Key to any eventual upgrade of Cableuropa will be a review of management’s medium-term intentions with respect to Cableuropa’s current outstanding debt and future funding. The transaction is subject to antitrust approval and is expected by Fitch to close in 2014. Fitch expects to resolve the rating watch shortly after the transaction’s close.
For Fitch’s views on the implications for Vodafone see separate commentary on “Fitch Puts Vodafone on Rating Watch Negative” dated 18 March 2014 at www.fitchratings.com
The linkage between Cableuropa and its new parent will be considered according to Fitch’s parent-subsidiary methodology. Strong linkage can, in certain circumstances, lead to an equalisation of the companies’ respective ratings. A final outcome will depend on an assessment of legal, operational and strategic ties between the two companies.
In the absence of a parent company guarantee of Cableuropa’s existing debt, some notching down from the stronger rated parent can, however, be expected (Fitch notes that in the case of Vodafone’s acquisition of German cable operator, KDG, the latter was rated at BBB+ following transaction close in December 2013, one notch below the parent).
Quad-Play and Operational Benefits
Cableuropa is Spain’s largest cable operator. The company has approximately 1.9 million retail customers (residential and small business) and has a fibre network built-out past 7.2 million homes (approx. 40% of Spain’s primary homes). The company has established a solid presence in the country’s telecoms market with telephony and high-speed broadband its most strongly penetrated services. A rapidly growing mobile business - currently offered through a virtual mobile network operator agreement with Telefonica - has seen the company increase mobile customers to 1.1 million by FY13. Spain is one of the most advanced quad-play markets in Europe, with the potential for Cableuropa to integrate and cross-sell its fixed- line services with Vodafone, the country’s second-largest mobile operator (by subscribers and revenues), offering the potential for material revenue and cost synergies.
Future Funding Strategy
The post-acquisition funding strategy at Cableuropa will be key to identifying the potential notching between the company and its parent when resolving the rating watch. Cableuropa has approximately EUR3.5n of debt outstanding composed of a mix of secured bank debt, secured notes and unsecured notes - all of which benefit from change of control language in documentation. Second call dates for most of the bonds fall between 4Q14 and 1Q15, in Fitch’s view providing the most obvious opportunity for management to consider any potential near-term refinancing plans given the sizeable cost savings that could be achieved from a more centralised funding strategy.

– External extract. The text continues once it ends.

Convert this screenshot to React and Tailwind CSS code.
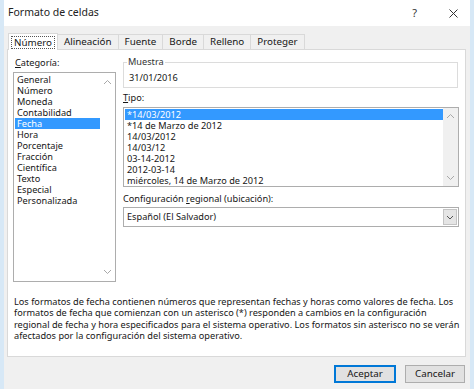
import React from 'react';

const categories = [
    'General', 'Número', 'Moneda', 'Contabilidad', 'Fecha', 'Hora',
    'Porcentaje', 'Fracción', 'Científica', 'Texto', 'Especial', 'Personalizada',
];

const tipos = [
    '*14/03/2012',
    '*14 de Marzo de 2012',
    '14/03/2012',
    '14/03/12',
    '03-14-2012',
    '2012-03-14',
    'miércoles, 14 de Marzo de 2012',
];

const tabs = ['Número', 'Alineación', 'Fuente', 'Borde', 'Relleno', 'Proteger'];

function Chevron({ up }) {
    return (
        <svg width="9" height="6" viewBox="0 0 9 6" className="block">
            {up ? (
                <polyline points="1,5 4.5,1.5 8,5" fill="none" stroke="#a8a8a8" strokeWidth="1" />
            ) : (
                <polyline points="1,1 4.5,4.5 8,1" fill="none" stroke="#a8a8a8" strokeWidth="1" />
            )}
        </svg>
    );
}

function App() {
    return (
        <div
            className="w-[474px] h-[389px] flex bg-[#d7e8f6] overflow-hidden text-[#161616]"
            style={{ fontFamily: '"Noto Sans", "Open Sans", sans-serif' }}
        >
            <div className="ml-[4px] w-[466px] h-full bg-[#f0f0f0] flex flex-col">
                {/* title bar */}
                <div className="h-[26px] bg-white flex items-center pl-[4px] pr-[12px]">
                    <span className="text-[10.5px] text-[#222]">Formato de celdas</span>
                    <span className="ml-auto text-[11px] text-[#333] mr-[32px]">?</span>
                    <svg width="9" height="9" viewBox="0 0 9 9">
                        <path d="M0.5 0.5 L8.5 8.5 M8.5 0.5 L0.5 8.5" stroke="#333" strokeWidth="1" />
                    </svg>
                </div>

                {/* tabs */}
                <div className="mt-[7px] ml-[4px] flex items-end h-[16px] text-[9.8px] relative z-10">
                    {tabs.map((t, i) =>
                        i === 0 ? (
                            <div key={t} className="h-[17px] px-[2px] bg-white border border-b-0 border-[#d9d9d9] flex items-center -mb-px">
                                <span className="border border-dotted border-[#555] px-[2px] leading-[11px]">{t}</span>
                            </div>
                        ) : (
                            <div key={t} className="h-[15px] px-[6px] border border-l-0 border-b-0 border-[#d9d9d9] flex items-center">
                                {t}
                            </div>
                        )
                    )}
                </div>

                {/* panel */}
                <div className="ml-[3px] mr-[4px] h-[308px] bg-white border border-[#d9d9d9] pl-[5px] pt-[7px] flex flex-col text-[9.2px]">
                    <div className="flex">
                        <div className="w-[103px] flex flex-col">
                            <div className="pl-[2px] leading-[11px]">
                                <span className="underline">C</span>ategoría:
                            </div>
                            <div className="mt-[4px] h-[210px] border border-[#adadad] flex">
                                <div className="flex-1 pt-[1px] pl-[1px]">
                                    {categories.map((c) => (
                                        <div
                                            key={c}
                                            className={
                                                c === 'Fecha'
                                                    ? 'h-[11px] leading-[11px] pl-[2px] bg-[#3399ff] text-white'
                                                    : 'h-[11px] leading-[11px] pl-[2px]'
                                            }
                                        >
                                            {c}
                                        </div>
                                    ))}
                                </div>
                                <div className="w-[15px] flex flex-col items-center justify-between py-[6px]">
                                    <Chevron up />
                                    <Chevron />
                                </div>
                            </div>
                        </div>

                        <div className="ml-[7px] w-[336px] flex flex-col pt-[5px]">
                            <div className="relative h-[26px] border border-[#dcdcdc] mr-[1px]">
                                <span className="absolute -top-[7px] left-[3px] bg-white px-[1px] leading-[11px] text-[#333]">Muestra</span>
                                <div className="pl-[5px] pt-[9px] leading-[11px]">31/01/2016</div>
                            </div>
                            <div className="mt-[4px] leading-[11px]">
                                <span className="underline">T</span>ipo:
                            </div>
                            <div className="mt-[4px] h-[80px] border border-[#adadad] flex">
                                <div className="flex-1 pt-[1px] pl-[1px]">
                                    {tipos.map((t, i) => (
                                        <div
                                            key={t}
                                            className={
                                                i === 0
                                                    ? 'h-[11px] leading-[11px] pl-[2px] bg-[#3399ff] text-white'
                                                    : 'h-[11px] leading-[11px] pl-[2px]'
                                            }
                                        >
                                            {t}
                                        </div>
                                    ))}
                                </div>
                                <div className="w-[15px] bg-[#f0f0f0] flex flex-col items-center justify-between py-[5px]">
                                    <Chevron up />
                                    <Chevron />
                                </div>
                            </div>
                            <div className="mt-[6px] leading-[11px]">
                                Configuración <span className="underline">r</span>egional (ubicación):
                            </div>
                            <div className="mt-[3px] h-[20px] border border-[#adadad] flex items-center">
                                <span className="pl-[3px]">Español (El Salvador)</span>
                                <div className="ml-auto mr-[1px] w-[14px] h-[16px] bg-[#e5e5e5] border border-[#c4c4c4] flex items-center justify-center">
                                    <svg width="8" height="5" viewBox="0 0 8 5">
                                        <polyline points="1,1 4,4 7,1" fill="none" stroke="#555" strokeWidth="1" />
                                    </svg>
                                </div>
                            </div>
                        </div>
                    </div>

                    <p className="mt-[14px] pl-[1px] leading-[11.3px] whitespace-nowrap">
                        Los formatos de fecha contienen números que representan fechas y horas como valores de fecha. Los
                        <br />
                        formatos de fecha que comienzan con un asterisco (*) responden a cambios en la configuración
                        <br />
                        regional de fecha y hora especificados para el sistema operativo. Los formatos sin asterisco no se verán
                        <br />
                        afectados por la configuración del sistema operativo.
                    </p>
                </div>

                {/* buttons */}
                <div className="mt-[8px] flex justify-end gap-[9px] pr-[5px] text-[9.8px]">
                    <button className="w-[62px] h-[18px] bg-[#e1e1e1] border border-[#0078d7] outline outline-1 outline-[#0078d7] -outline-offset-2">
                        Aceptar
                    </button>
                    <button className="w-[60px] h-[18px] bg-[#e1e1e1] border border-[#adadad]">
                        Cancelar
                    </button>
                </div>
            </div>
        </div>
    );
}

export default App;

Positive: Future developments that could lead to positive rating actions include:
-Completion of the announced acquisition by Vodafone, which is likely to lead to an upgrade of Cableuropa and its related debt. In the event the transaction does not proceed the RWP will be removed and the ratings would be expected to be affirmed at current levels, reflecting the company’s standalone credit profile. On a stand-alone basis Cableuropa exhibits a solid operating profile in the context of a difficult operating environment; where the economy, intensifying competition and austerity-driven fiscal policies have had an impact on the company’s revenues, operating margins and cash flow.
- Funds from operations (FFO) net leverage below 5.0x (correlating to around 4.5x net debt EBITDA) and the generation of a high-single digit free cash flow margin could lead to an upgrade. Fitch will also monitor Cableuropa’s ability to manage any increase in competitive dynamics over the coming years. Negative: Future developments that could lead to negative rating action include:
- An increase in FFO-adjusted net leverage above 5.5x, together with a substantial weakening of the company’s cash flow generation ability
The following instruments have been placed on RWP
Cableuropa senior secured bank: ‘BB-'/‘RR2’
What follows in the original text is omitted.